Virtual campus visits available to prospective students

Wiethorn Undergraduate Admission Center. While Baylor is no longer offering in-person Premiere Days or campus tours, the admissions office has online resources where students can get connected to campus. Brittney Matthews | Multimedia Editor

By Sarah Pinkerton | Staff Writer

As all on and off-campus Baylor events, including Premiere Day, have been canceled until May 15, the Undergraduate Admissions office has created a website that allows for an immersive virtual campus visit for prospective students.

Premiere Day is the largest prospective student event and an opportunity for students to get to know campus in-person. This year, the university combined Premiere with Know Where You’re Going Day and are offering online tools as a virtual alternative to in-person visits.

The website launched Friday and allows students the ability to schedule a time and date in which they want their virtual visit to take place. From there, they can personalize the visit with options such as a virtual campus tour, visiting with a professor in their area of interest, meeting with a current student and observing a financial aid presentation.

They are also able to schedule a visit with their Admissions counselor if they want and are able to look into student life with things such as a Dr Pepper float tutorial, a video about Lady and Joy from Chamber and information on Sing and Pigskin.

Ross VanDyke, senior director of admissions recruitment, said these online resources were put together in about a week and a half.

Faculty from all colleges and schools at Baylor were able to submit videos, a total of around 95, that provided an overview of the university. They were then able to partner the videos with faculty lectures from professors in their homes.

“[It] says a lot about the faculty that we work with,” VanDyke said. “For them to be able to give students just a taste as to what it would be like to be a Baylor student and to study accounting or to study mathematics or biology.”

Since there is no longer an in-person Premiere option, Jessica King Gereghty, assistant vice president of undergraduate admissions and enrollment, said that no travel reimbursements have been given out by Baylor to students and no requests for travel reimbursements have been made.
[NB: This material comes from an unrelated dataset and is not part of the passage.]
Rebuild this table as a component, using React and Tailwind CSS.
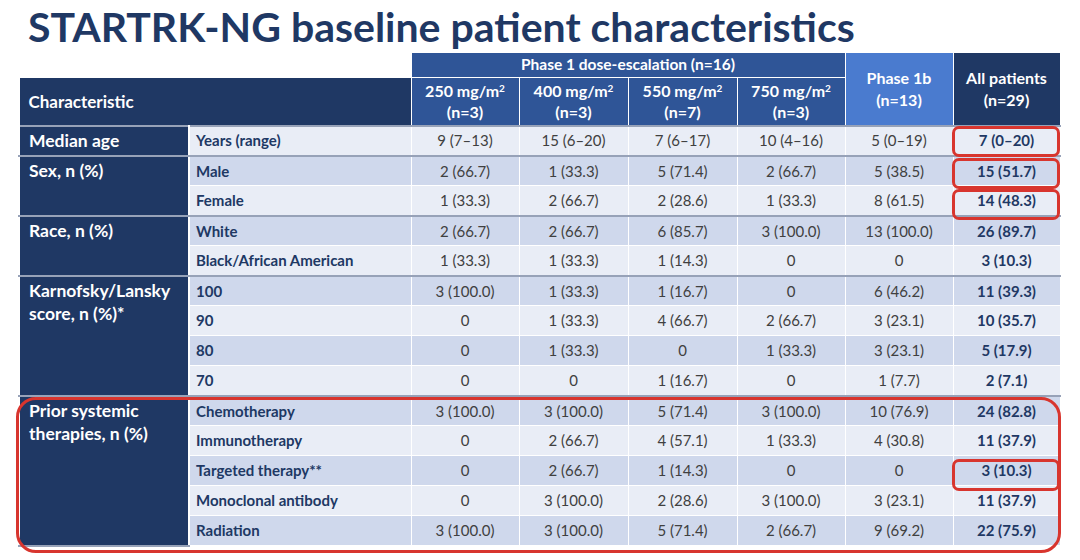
const groups = [
  { label: 'Median age', rows: [['Years (range)', '9 (7–13)', '15 (6–20)', '7 (6–17)', '10 (4–16)', '5 (0–19)', '7 (0–20)']] },
  {
    label: 'Sex, n (%)',
    rows: [
      ['Male', '2 (66.7)', '1 (33.3)', '5 (71.4)', '2 (66.7)', '5 (38.5)', '15 (51.7)'],
      ['Female', '1 (33.3)', '2 (66.7)', '2 (28.6)', '1 (33.3)', '8 (61.5)', '14 (48.3)'],
    ],
  },
  {
    label: 'Race, n (%)',
    rows: [
      ['White', '2 (66.7)', '2 (66.7)', '6 (85.7)', '3 (100.0)', '13 (100.0)', '26 (89.7)'],
      ['Black/African American', '1 (33.3)', '1 (33.3)', '1 (14.3)', '0', '0', '3 (10.3)'],
    ],
  },
  {
    label: 'Karnofsky/Lansky score, n (%)*',
    rows: [
      ['100', '3 (100.0)', '1 (33.3)', '1 (16.7)', '0', '6 (46.2)', '11 (39.3)'],
      ['90', '0', '1 (33.3)', '4 (66.7)', '2 (66.7)', '3 (23.1)', '10 (35.7)'],
      ['80', '0', '1 (33.3)', '0', '1 (33.3)', '3 (23.1)', '5 (17.9)'],
      ['70', '0', '0', '1 (16.7)', '0', '1 (7.7)', '2 (7.1)'],
    ],
  },
  {
    label: 'Prior systemic therapies, n (%)',
    rows: [
      ['Chemotherapy', '3 (100.0)', '3 (100.0)', '5 (71.4)', '3 (100.0)', '10 (76.9)', '24 (82.8)'],
      ['Immunotherapy', '0', '2 (66.7)', '4 (57.1)', '1 (33.3)', '4 (30.8)', '11 (37.9)'],
      ['Targeted therapy**', '0', '2 (66.7)', '1 (14.3)', '0', '0', '3 (10.3)'],
      ['Monoclonal antibody', '0', '3 (100.0)', '2 (28.6)', '3 (100.0)', '3 (23.1)', '11 (37.9)'],
      ['Radiation', '3 (100.0)', '3 (100.0)', '5 (71.4)', '2 (66.7)', '9 (69.2)', '22 (75.9)'],
    ],
  },
]

const doses = [
  ['250', 3],
  ['400', 3],
  ['550', 7],
  ['750', 3],
]

// red highlight boxes, in page pixels
function Highlight({ className }) {
  return <div className={`pointer-events-none absolute border-[3px] border-[#d8352e] ${className}`} />
}

export default function App() {
  let rowIndex = 0

  return (
    <div
      className="relative h-[560px] w-[1080px] overflow-hidden bg-white"
      style={{ fontFamily: 'Lato, "Open Sans", sans-serif' }}
    >
      <h1 className="h-[52px] pl-[28px] pt-[5px] text-[41px] font-bold leading-[44px] text-[#1f3864]">
        STARTRK-NG baseline patient characteristics
      </h1>

      <table className="ml-[18px] table-fixed border-collapse text-[15px]">
        <colgroup>
          <col className="w-[170px]" />
          <col className="w-[222px]" />
          <col className="w-[108px]" />
          <col className="w-[109px]" />
          <col className="w-[109px]" />
          <col className="w-[108px]" />
          <col className="w-[108px]" />
          <col className="w-[107px]" />
        </colgroup>
        <thead>
          <tr className="h-[25px]">
            <th colSpan={2} className="p-0" />
            <th colSpan={4} className="border border-white bg-[#2f5597] p-0 text-[15.5px] font-bold text-white">
              Phase 1 dose-escalation (n=16)
            </th>
            <th rowSpan={2} className="border border-white bg-[#4a7bcf] p-0 text-[16px] font-bold leading-[22px] text-white">
              Phase 1b
              <br />
              (n=13)
            </th>
            <th rowSpan={2} className="border border-white bg-[#1f3864] p-0 text-[16px] font-bold leading-[22px] text-white">
              All patients
              <br />
              (n=29)
            </th>
          </tr>
          <tr className="h-[48px]">
            <th colSpan={2} className="border border-white bg-[#1f3864] pl-[9px] text-left text-[17px] font-bold text-white">
              Characteristic
            </th>
            {doses.map(([d, n]) => (
              <th key={d} className="border border-white bg-[#2f5597] p-0 text-[16px] font-bold leading-[21px] text-white">
                {d} mg/m<sup className="text-[10px]">2</sup>
                <br />
                (n={n})
              </th>
            ))}
          </tr>
        </thead>
        <tbody>
          {groups.map((g) =>
            g.rows.map((r, j) => {
              const shade = rowIndex++ % 2 === 0 ? 'bg-[#e9edf6]' : 'bg-[#cfd8ec]'
              const first = j === 0 ? 'border-t-2 border-t-[#97a2b8]' : ''
              return (
                <tr key={r[0]} className="h-[30px]">
                  {j === 0 && (
                    <td
                      rowSpan={g.rows.length}
                      className="border-2 border-t-[#97a2b8] border-x-white border-b-[#97a2b8] bg-[#1f3864] px-[9px] pt-[2px] align-top text-[17.5px] font-bold leading-[23px] text-white"
                    >
                      {g.label}
                    </td>
                  )}
                  <td className={`border border-white ${first} ${shade} px-[6px] py-0 text-[15px] font-bold text-[#203864]`}>
                    {r[0]}
                  </td>
                  {r.slice(1, 6).map((v, k) => (
                    <td key={k} className={`border border-white ${first} ${shade} p-0 text-center text-[#404040]`}>
                      {v}
                    </td>
                  ))}
                  <td className={`border border-white ${first} ${shade} p-0 text-center text-[15px] font-bold text-[#1f3864]`}>
                    {r[6]}
                  </td>
                </tr>
              )
            })
          )}
        </tbody>
      </table>

      <Highlight className="left-[952px] top-[126px] h-[31px] w-[108px] rounded-[7px]" />
      <Highlight className="left-[952px] top-[158px] h-[31px] w-[108px] rounded-[7px]" />
      <Highlight className="left-[952px] top-[189px] h-[31px] w-[108px] rounded-[7px]" />
      <Highlight className="left-[952px] top-[459px] h-[32px] w-[108px] rounded-[7px]" />
      <Highlight className="left-[16px] top-[397px] h-[156px] w-[1045px] rounded-[20px]" />
    </div>
  )
}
“We know that airlines and different places are reimbursing so we hope that students weren’t out anything financially,” King Gereghty said. “We also have all of the students [names] that we were planning to meet last Saturday and are working on sending them special gifts since we didn’t get to meet them in-person.”

These videos remain on the website as a sustainable resource rather than a one-time event.

King Gereghty said that while a lot of universities are doing a one-time only live event, they wanted to make something that would be able to stay on the website.

“We wanted something that was available to students, globally, throughout the day,” King Gereghty said.

There was also a $1,000 scholarship opportunity for seniors in high school. They were given a list of questions to see if they participated in the online resources.

“Typically, Premiere doesn’t have a scholarship attached to it, and neither does Know Where You’re Going Day, VanDyke said. “There are certain events that we do have, like Invitation to Excellence or all of our B2B events, those have a scholarship attached to them,”

The virtual visits website also offers additional information and insight into Baylor.

So say, ‘Hey, I really liked what I heard in the Pre-Med session. I want to know more, I want to meet with somebody,’” VanDyke said. “Then we have the ability for them to be able to register for a oneon-one in certain departments.”

VanDyke said that every one out of three students that steps foot on campus ends up enrolling.

So we know that interactions with the people, whether it be current students, faculty and staff, those three people groups, really, we think, set Baylor apart from everybody else,” VanDyke said. “While you can’t see it in person, this is as close as we can get for them to actually be able to see it to be able to make their college choice.”

King Gereghty also stated that 87% to 90% of students make their final college decision based on what it feels like to step foot on campus.

“Without having that feeling available, we’re completely saddened and crushed for those students to not get the certainty of ‘This is what feels like home,'” King Gereghty said. “We want to replicate that for them as the best way we can to serve our students, to make sure that we enroll students that, not just start at Baylor, but that will graduate from Baylor and that really know it’s the right place for them all along.”